If we see ourselves with imaginative eyes, then we see purpose-ridden characters in a master story. If we see others with imaginative eyes, then we see bright eternal souls bursting with the image of God. If we see creation with imaginative eyes, then we see as the poets have seen: a world charged with the grandeur of God. His face presses in upon his creation and we need the imagination to see the indentation. Let’s use the imagination to trace his shape and to journey toward him.
by Ben Palpant
A poem entitled “What She Said,” by Billy Collins:
My sentences have become littered with filler words. My thoughts are brought to a complete stop by “ums” and “likes”. Why do I say them? Perhaps I’m in the habit. Perhaps I’m afraid of looking aloof. As Taylor Mali put it, “In case you hadn’t realized, it has somehow become uncool to sound like you know what you’re talking about? Or believe strongly in what you’re, like, saying? Has society just become so filled with these conflicting feelings of ‘nugh’… That we’ve just gotten to the point where we’re the most aggressively inarticulate generation to come along since…you know, a long time ago!”
The consequences for such decay are enormous. George Orwell said, “The current political chaos is linked largely to the decay of language.” And here we are, stranded in a wasteland of ambiguity, unsure of what we think and, therefore, insecure in, like, every way, you know? Winston Churchill put it this way: “We are slaves of the words we let slip out.” He was right. We were made to be masters of the words we speak, not slaves. What makes our slavery worse (if that’s possible) is that we have chosen this slavery. In the classroom we guard our tongues from slippage to avoid the raised eyebrow and the lowered grade, but then we speak in the hallways of the world with near incoherency, as if words don’t matter. But words matter.

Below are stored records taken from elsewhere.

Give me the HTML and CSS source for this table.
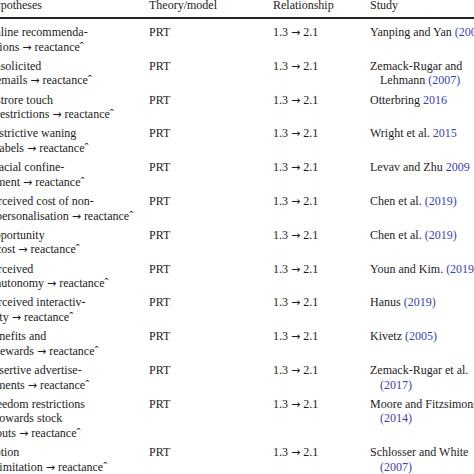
FILE: index.html
```html
<!DOCTYPE html>
<html lang="en">
<head>
<meta charset="utf-8">
<title>Hypotheses table</title>
<link rel="stylesheet" href="styles.css">
</head>
<body>
<div class="frame">
<table class="tbl">
<colgroup>
<col class="c1"><col class="c2"><col class="c3"><col class="c4">
</colgroup>
<thead>
<tr><th>Hypotheses</th><th>Theory/model</th><th>Relationship</th><th>Study</th></tr>
</thead>
<tbody>
<tr><td><span class="ln">Online recommenda-</span><span class="ln">tions <span class="ar">→</span> reactanceˆ</span></td><td>PRT</td><td>1.3 <span class="ar">→</span> 2.1</td><td><span class="ln">Yanping and Yan <span class="ref">(2009)</span></span></td></tr>
<tr><td><span class="ln">Unsolicited</span><span class="ln">emails <span class="ar">→</span> reactanceˆ</span></td><td>PRT</td><td>1.3 <span class="ar">→</span> 2.1</td><td><span class="ln">Zemack-Rugar and</span><span class="ln">Lehmann <span class="ref">(2007)</span></span></td></tr>
<tr><td><span class="ln">Instrore touch</span><span class="ln">restrictions <span class="ar">→</span> reactanceˆ</span></td><td>PRT</td><td>1.3 <span class="ar">→</span> 2.1</td><td><span class="ln">Otterbring <span class="ref">2016</span></span></td></tr>
<tr><td><span class="ln">Restrictive waning</span><span class="ln">labels <span class="ar">→</span> reactanceˆ</span></td><td>PRT</td><td>1.3 <span class="ar">→</span> 2.1</td><td><span class="ln">Wright et al. <span class="ref">2015</span></span></td></tr>
<tr><td><span class="ln">Spacial confine-</span><span class="ln">ment <span class="ar">→</span> reactanceˆ</span></td><td>PRT</td><td>1.3 <span class="ar">→</span> 2.1</td><td><span class="ln">Levav and Zhu <span class="ref">2009</span></span></td></tr>
<tr><td><span class="ln">Perceived cost of non-</span><span class="ln">personalisation <span class="ar">→</span> reactanceˆ</span></td><td>PRT</td><td>1.3 <span class="ar">→</span> 2.1</td><td><span class="ln">Chen et al. <span class="ref">(2019)</span></span></td></tr>
<tr><td><span class="ln">Opportunity</span><span class="ln">cost <span class="ar">→</span> reactanceˆ</span></td><td>PRT</td><td>1.3 <span class="ar">→</span> 2.1</td><td><span class="ln">Chen et al. <span class="ref">(2019)</span></span></td></tr>
<tr><td><span class="ln">Perceived</span><span class="ln">autonomy <span class="ar">→</span> reactanceˆ</span></td><td>PRT</td><td>1.3 <span class="ar">→</span> 2.1</td><td><span class="ln">Youn and Kim. <span class="ref">(2019)</span></span></td></tr>
<tr><td><span class="ln">Perceived interactiv-</span><span class="ln">ity <span class="ar">→</span> reactanceˆ</span></td><td>PRT</td><td>1.3 <span class="ar">→</span> 2.1</td><td><span class="ln">Hanus <span class="ref">(2019)</span></span></td></tr>
<tr><td><span class="ln">Benefits and</span><span class="ln">rewards <span class="ar">→</span> reactanceˆ</span></td><td>PRT</td><td>1.3 <span class="ar">→</span> 2.1</td><td><span class="ln">Kivetz <span class="ref">(2005)</span></span></td></tr>
<tr><td><span class="ln">Assertive advertise-</span><span class="ln">ments <span class="ar">→</span> reactanceˆ</span></td><td>PRT</td><td>1.3 <span class="ar">→</span> 2.1</td><td><span class="ln">Zemack-Rugar et al.</span><span class="ln"><span class="ref">(2017)</span></span></td></tr>
<tr><td><span class="ln">Freedom restrictions</span><span class="ln">towards stock</span><span class="ln">outs <span class="ar">→</span> reactanceˆ</span></td><td>PRT</td><td>1.3 <span class="ar">→</span> 2.1</td><td><span class="ln">Moore and Fitzsimons</span><span class="ln"><span class="ref">(2014)</span></span></td></tr>
<tr><td><span class="ln">Option</span><span class="ln">limitation <span class="ar">→</span> reactanceˆ</span></td><td>PRT</td><td>1.3 <span class="ar">→</span> 2.1</td><td><span class="ln">Schlosser and White</span><span class="ln"><span class="ref">(2007)</span></span></td></tr>
</tbody>
</table>
</div>
</body>
</html>
```

FILE: styles.css
```css
html, body {
  margin: 0;
  padding: 0;
  background: #ffffff;
}

.frame {
  width: 474px;
  height: 474px;
  overflow: hidden;
}

.tbl {
  border-collapse: separate;
  border-spacing: 0;
  table-layout: fixed;
  width: 544px;
  margin-top: -2.5px;
  margin-left: -14px;
  font-family: "Liberation Serif", "Times New Roman", serif;
  font-size: 12px;
  line-height: 14.6px;
  color: #1c1c1c;
}

.c1 { width: 163px; }
.c2 { width: 124px; }
.c3 { width: 97px; }
.c4 { width: 160px; }

.tbl th {
  text-align: left;
  font-weight: normal;
  vertical-align: top;
  padding: 0 0 5px 0;
  border-bottom: 2px solid #222222;
  white-space: nowrap;
}

.tbl td {
  vertical-align: top;
  padding: 2.3px 0;
  white-space: nowrap;
}

.tbl tbody tr:first-child td {
  padding-top: 6px;
}

.ln {
  display: block;
}

.ln + .ln {
  padding-left: 10px;
}

.ar {
  font-family: "DejaVu Sans", sans-serif;
  font-size: 11px;
  line-height: 1;
}

.ref {
  color: #3b3fb0;
}
```
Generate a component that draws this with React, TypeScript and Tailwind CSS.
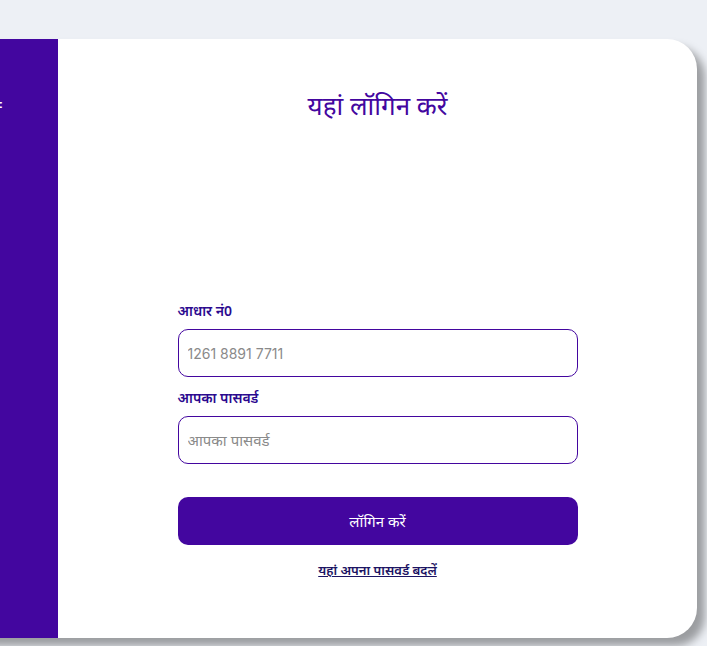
import React from "react";

export default function App() {
  return (
    <div className="min-h-screen w-full overflow-hidden bg-[#edf0f5] pt-[39px] font-['Noto_Sans',sans-serif]">
      <div className="ml-[-242px] flex h-[599px] w-[939px] overflow-hidden rounded-[30px] bg-white shadow-[8px_8px_8px_rgba(0,0,0,0.35)]">
        <div className="flex w-[300px] shrink-0 flex-col items-end bg-[#43069f] pr-[55px] pt-[50px]">
          <h2 className="whitespace-nowrap text-[22px] leading-[30px] text-white">स्वागत है =</h2>
        </div>
        <div className="flex flex-1 flex-col items-center pt-[48px]">
          <h1 className="text-[26px] leading-[36px] text-[#43069f]">यहां लॉगिन करें</h1>
          <form className="mt-[178px] flex w-[400px] flex-col">
            <label className="text-[14px] font-semibold leading-[20px] text-[#2c0a8f]">आधार नं0</label>
            <input
              className="mt-[8px] h-[48px] rounded-[10px] border border-[#43069f] px-[9px] font-['Inter',sans-serif] text-[14px] outline-none placeholder:text-[#8a8a8a]"
              placeholder="1261 8891 7711"
            />
            <label className="mt-[11px] text-[14px] font-semibold leading-[20px] text-[#2c0a8f]">आपका पासवर्ड</label>
            <input
              type="password"
              className="mt-[8px] h-[48px] rounded-[10px] border border-[#43069f] px-[9px] text-[15px] outline-none placeholder:text-[#8a8a8a]"
              placeholder="आपका पासवर्ड"
            />
            <button
              type="button"
              className="mt-[33px] h-[48px] rounded-[10px] bg-[#43069f] text-[15px] text-white"
            >
              लॉगिन करें
            </button>
            <a href="#" className="mt-[16px] self-center text-[13px] font-semibold text-[#1c1464] underline">
              यहां अपना पासवर्ड बदलें
            </a>
          </form>
        </div>
      </div>
    </div>
  );
}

Imagine a man, well educated, competent, reflective, who found himself living in a house full of mice. What would we think of him if he chose to squeak with them whenever they were near. Whenever they showed their faces he would show his front teeth like a mouse, get down on the floor and start squeaking. One minute he would speak like a man amongst men and the next minute he would squeak. Go ahead and ask him what he’s doing. Go ahead. He will say one of two things: either he is in the habit of squeaking and doesn’t know it (in which case he needs a kick in the pants) or he fears they will no longer be his friend (in which case he needs a really big kick in the pants).
The world is full of mice, my friends. It is full to the brim with people who don’t know how to speak and don’t care to know how. God made them to stand tall, to live vertically, but they squeak along the ground nonetheless. We are not mice. We are men and women made in the image of God, the Logos, the Word. He made us like himself and for himself. We are people of the Word so let us speak in a manner worthy of that Word.
But I begin to preach with conviction and maybe we’re not, like, ready for that yet…you know?
The history of the world has known many bad men: Attila the Hun, Adoph Hitler, Ivan the Terrible. All men who sought to throw God from his throne and sit upon it themselves. I propose we add another name to that auspicious list: Jacque Derrida.
Jacque Derrida believed that all the world was wired for the Logos, the Word. He considered God tyrannical for wiring us with himself and so the little anarchist came up with a scheme to destroy God. Like many others before him, he believed that if we take God down then we will be free. His plan for taking God down was sneaky, almost innocent. It was applauded as highly intellectual and worthy of the great minds the world over. Jacque Derrida decided to discredit the Logos, the Word, by discrediting words themselves. He wouldn’t destroy them, of course, he would simply discredit them. After all, he said, the simplest words have so little meaning. Surely, if little words have no meaning, then the Father of words also has no meaning. The father of Deconstruction Literary Theory, Jacque Derrida, needed no bombs, no guns, no high powered technology to free us from God, he simply freed us from the importance of words.
“Ums” happen. “Likes” happen. But when they happen we should not embrace them. When we say filler words and speak like those unfamiliar with the language we call English, we embrace Jacque Derrida. When we take such little care to learn our own mother tongue and to speak and write it with all the care due to such a mighty inheritance, then we lock arms with a very bad man and call him our brother. My friends, this partnership is not worthy of those who have been called by grace to be sons and daughters of the King.
Why would the King’s children so willingly become slaves to the words they let slip out of their mouths when there is so much in the English language yet to master? Thomas Howard said, “The English language is an entity o rich, so exquisite, so inexhaustible, that no one–not Shakespeare himself–has yet wrung it dry.” There so much to say, so many ways to beautify the world and enrich each others lives. Why waste our oxygen, precious as it is, on so many empty words? Because our words have become muddied, our sentences are muddy. Muddy sentences betray a muddy mind and a muddy mind betrays muddy affections. Know what, or Whom, you love and order your thoughts and words accordingly.
In I Corinthians 14:19, Paul says, “I would rather say five words with my intellect and intelligently than say ten thousand words incoherently.” And Proverbs 15:23 says, “A man has joy in making an apt answer, and a word spoken at the right moment–how good it is! (Proverbs 15:23 AMP). This is the joy of being earnest, people of conviction, people who are true, aimed and purposeful. This is the importance of being earnest.
I have a problem–a problem that needs your help to hold me accountable. And though “ums” and “likes” have slipped into my speech I, for one, will not link arms with a bad man. I will not call Jacque Derrida my friend and I will not aid him in his sneaky rebellion against God. Yahweh stands in righteousness and his Word is established forever. I beg of you, my friends, to renew your love for God by loving the words he has given to us and to speak in such a way that those around you are raised from the ground to stand vertically, like men, for it is good and fitting to do so.